In the circumstances of this case I do not believe that it is unconstitutional for the city of Revere to say to persons within its borders, that, if they want to drink alcoholic beverages and also to see or hear the conduct which is proscribed by the ordinance in question, they must do each in a different place. 
      
       Revere Rev. Ords. c. 13, art. 3, § 13-26 (1972): “The following acts or conduct in or on premises licensed in accordance with Chapter 140, Sec. 181 or Sec. 183A are deemed contrary to the public need and to the common good and therefore no license shall be held for the sale of alcoholic beverages to be served and drunk on the licensed premises where such acts or conduct are permitted.

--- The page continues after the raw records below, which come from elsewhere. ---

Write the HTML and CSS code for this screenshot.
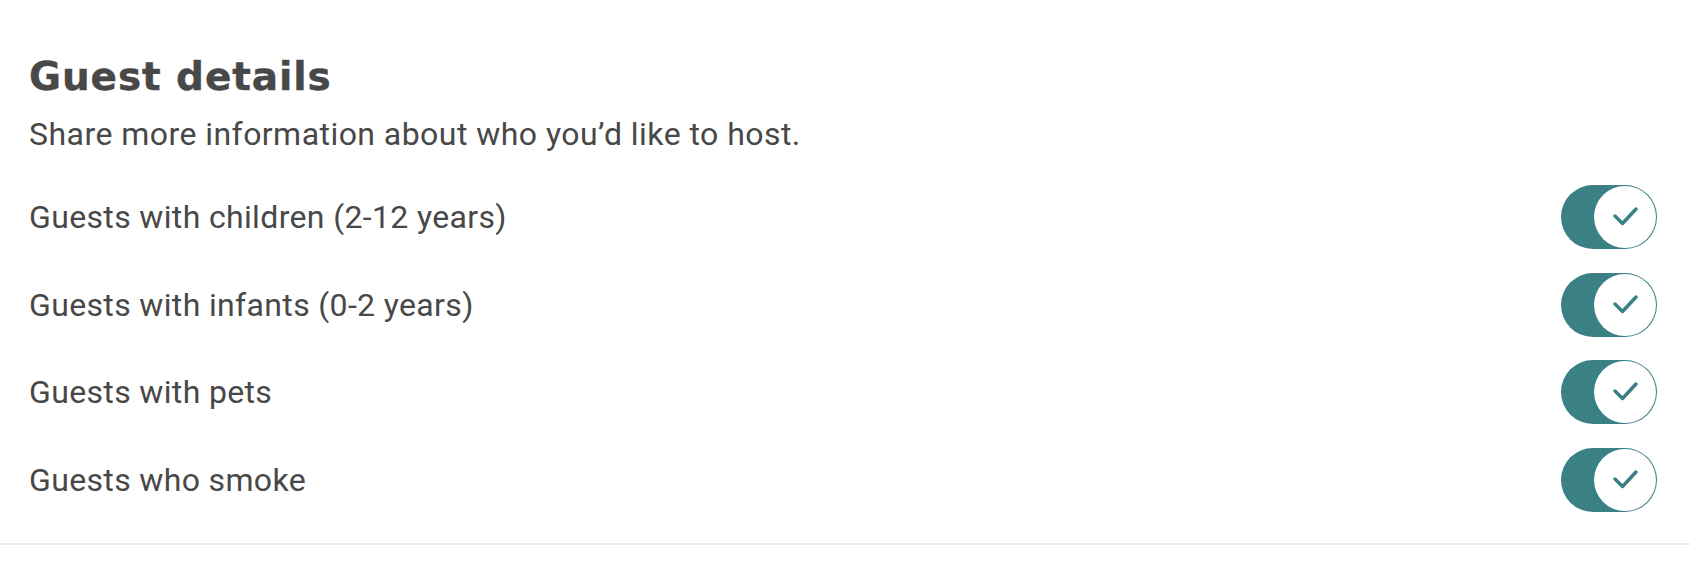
FILE: index.html
```html
<!DOCTYPE html>
<html lang="en">
<head>
    <meta charset="UTF-8">
    <meta name="viewport" content="width=device-width, initial-scale=1.0">
    <title>Guest details</title>
    <link rel="stylesheet" href="styles.css">
</head>
<body>
<section class="sezione">
    <h2>Guest details</h2>
    <p class="sottotitolo">Share more information about who you’d like to host.</p>

    <div class="lista">
        <div class="riga">
            <span>Guests with children (2-12 years)</span>
            <button class="interruttore" role="switch" aria-checked="true">
                <span class="pallino">
                    <svg viewBox="0 0 62 62"><path d="M21 30 L28.5 37.5 L42 23"/></svg>
                </span>
            </button>
        </div>
        <div class="riga">
            <span>Guests with infants (0-2 years)</span>
            <button class="interruttore" role="switch" aria-checked="true">
                <span class="pallino">
                    <svg viewBox="0 0 62 62"><path d="M21 30 L28.5 37.5 L42 23"/></svg>
                </span>
            </button>
        </div>
        <div class="riga">
            <span>Guests with pets</span>
            <button class="interruttore" role="switch" aria-checked="true">
                <span class="pallino">
                    <svg viewBox="0 0 62 62"><path d="M21 30 L28.5 37.5 L42 23"/></svg>
                </span>
            </button>
        </div>
        <div class="riga">
            <span>Guests who smoke</span>
            <button class="interruttore" role="switch" aria-checked="true">
                <span class="pallino">
                    <svg viewBox="0 0 62 62"><path d="M21 30 L28.5 37.5 L42 23"/></svg>
                </span>
            </button>
        </div>
    </div>
</section>
<hr class="divisore">
</body>
</html>
```
FILE: styles.css
```css
body {
    margin: 0;
    font-family: Roboto, "Liberation Sans", sans-serif;
    color: #484848;
    background: #fff;
}

.sezione {
    padding: 55px 33px 0 29px;
}

h2 {
    margin: 0;
    font-family: "DejaVu Sans", sans-serif;
    font-size: 39px;
    font-weight: 700;
    letter-spacing: 0.9px;
    line-height: 44px;
    -webkit-text-stroke: 0.4px #484848;
}

.sottotitolo {
    margin: 15px 0 0;
    font-size: 32px;
    line-height: 40px;
    letter-spacing: 0.45px;
}

.lista {
    margin-top: 31px;
    display: flex;
    flex-direction: column;
    gap: 23.67px;
}

.riga {
    display: flex;
    align-items: center;
    justify-content: space-between;
    height: 64px;
    font-size: 32px;
    line-height: 40px;
    letter-spacing: 0.35px;
}

.interruttore {
    width: 96px;
    height: 64px;
    padding: 1px;
    border: none;
    border-radius: 32px;
    background-color: #3a8085;
    display: flex;
    justify-content: flex-end;
    cursor: pointer;
}

.pallino {
    width: 62px;
    height: 62px;
    border-radius: 50%;
    background: #fff;
    display: block;
}

.pallino svg {
    width: 62px;
    height: 62px;
    display: block;
    fill: none;
    stroke: #3a8085;
    stroke-width: 3.5;
    stroke-linecap: round;
    stroke-linejoin: round;
}

.divisore {
    margin: 31px 0 0;
    border: none;
    height: 2px;
    background-color: #ebebeb;
}
```
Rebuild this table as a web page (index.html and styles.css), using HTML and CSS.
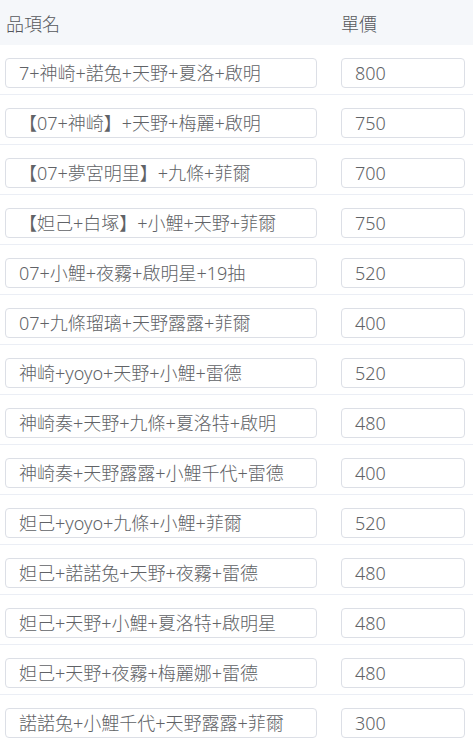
FILE: index.html
```html
<!DOCTYPE html>
<html lang="zh-Hant">
<head>
<meta charset="utf-8">
<link rel="stylesheet" href="styles.css">
</head>
<body>
<div class="table">
  <div class="head">
    <div class="cell">品項名</div>
    <div class="cell">單價</div>
  </div>
  <div class="row"><div class="cell"><div class="field name">7+神崎+諾兔+天野+夏洛+啟明</div></div><div class="cell"><div class="field price">800</div></div></div>
  <div class="row"><div class="cell"><div class="field name">【07+神崎】+天野+梅麗+啟明</div></div><div class="cell"><div class="field price">750</div></div></div>
  <div class="row"><div class="cell"><div class="field name">【07+夢宮明里】+九條+菲爾</div></div><div class="cell"><div class="field price">700</div></div></div>
  <div class="row"><div class="cell"><div class="field name">【妲己+白塚】+小鯉+天野+菲爾</div></div><div class="cell"><div class="field price">750</div></div></div>
  <div class="row"><div class="cell"><div class="field name">07+小鯉+夜霧+啟明星+19抽</div></div><div class="cell"><div class="field price">520</div></div></div>
  <div class="row"><div class="cell"><div class="field name">07+九條瑠璃+天野露露+菲爾</div></div><div class="cell"><div class="field price">400</div></div></div>
  <div class="row"><div class="cell"><div class="field name">神崎+yoyo+天野+小鯉+雷德</div></div><div class="cell"><div class="field price">520</div></div></div>
  <div class="row"><div class="cell"><div class="field name">神崎奏+天野+九條+夏洛特+啟明</div></div><div class="cell"><div class="field price">480</div></div></div>
  <div class="row"><div class="cell"><div class="field name">神崎奏+天野露露+小鯉千代+雷德</div></div><div class="cell"><div class="field price">400</div></div></div>
  <div class="row"><div class="cell"><div class="field name">妲己+yoyo+九條+小鯉+菲爾</div></div><div class="cell"><div class="field price">520</div></div></div>
  <div class="row"><div class="cell"><div class="field name">妲己+諾諾兔+天野+夜霧+雷德</div></div><div class="cell"><div class="field price">480</div></div></div>
  <div class="row"><div class="cell"><div class="field name">妲己+天野+小鯉+夏洛特+啟明星</div></div><div class="cell"><div class="field price">480</div></div></div>
  <div class="row"><div class="cell"><div class="field name">妲己+天野+夜霧+梅麗娜+雷德</div></div><div class="cell"><div class="field price">480</div></div></div>
  <div class="row"><div class="cell"><div class="field name">諾諾兔+小鯉千代+天野露露+菲爾</div></div><div class="cell"><div class="field price">300</div></div></div>
</div>
</body>
</html>
```
FILE: styles.css
```css
html, body {
  margin: 0;
  padding: 0;
  background: #ffffff;
}
body {
  font-family: "Noto Sans", "Noto Sans CJK TC", sans-serif;
  font-size: 18px;
  font-weight: 300;
  color: #606266;
}
.table {
  width: 473px;
}
.head,
.row {
  display: grid;
  grid-template-columns: 336px 137px;
}
.head {
  height: 45px;
  background: #f5f7fa;
  align-items: center;
}
.head .cell {
  padding-left: 6px;
  color: #55575c;
}
.head .cell:nth-child(2) {
  padding-left: 5px;
}
.row {
  height: 50px;
  box-sizing: border-box;
  padding-top: 13px;
  border-bottom: 1px solid #ebeef5;
}
.row .cell {
  padding-left: 5px;
}
.field {
  box-sizing: border-box;
  height: 30px;
  line-height: 28px;
  border: 1px solid #dcdfe6;
  border-radius: 4px;
  padding: 0 13px;
  white-space: nowrap;
  overflow: hidden;
  background: #fff;
}
.field.name {
  width: 312px;
}
.field.price {
  width: 124px;
}
```
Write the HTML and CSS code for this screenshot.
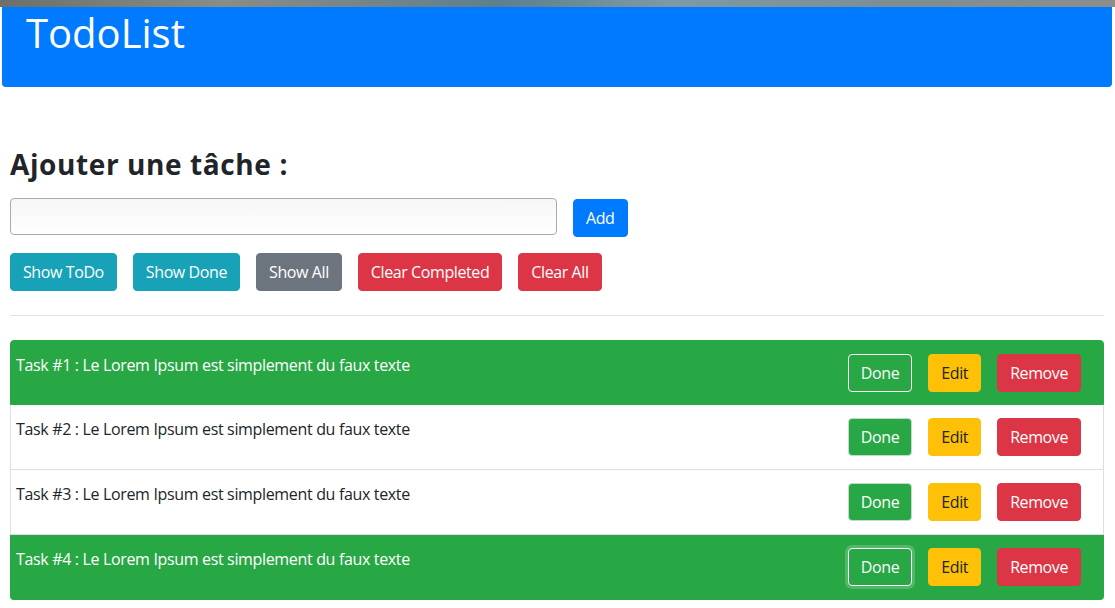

      “ (a) It is forbidden to employ or permit any person in or on the licensed premises while such person is unclothed or in such attire as to expose to view any portion of the areola of the female breast or any portion of the pubic hair, cleft of the buttocks, or genitals.”
     
      
       As amended by art. 77 of the Amendments to the Massachusetts Constitution.
     
      
       The pertinent language of art. 16 is: “The right of free speech shall not be abridged.”
     
      
      The pertinent language of the First Amendment is: “Congress shall make no law . . . abridging the freedom of speech . . . .”
     
      
      For a similar treatment of the test of the O’Brien case see the opinion of the three-judge court in Kew v. Senter, 416 F. Supp. 1101, 1105 (N.D. Tex. 1976).
     
      
       Many States have upheld prohibitions of nude entertainment without expressly discussing the free speech provisions of their own State Constitutions. See Yauch v. State, 109 Ariz. 576 (1973) (en banc) (Art. 2, § 6); Wright v. Huxley, 249 N.W.2d 672 (Iowa 1977) (Art. 1, § 7); Midtown Palace, Inc. v. Omaha, 193 Neb. 785 (1975) (Art. 1, § 5); Salem v. Liquor Control Comm’n, 34 Ohio St. 2d 244 (1973) (Art. 1, § 11); Seattle v. Hinkley, 83 Wash. 2d 205 (1973) (en banc) (Art. 1, § 5).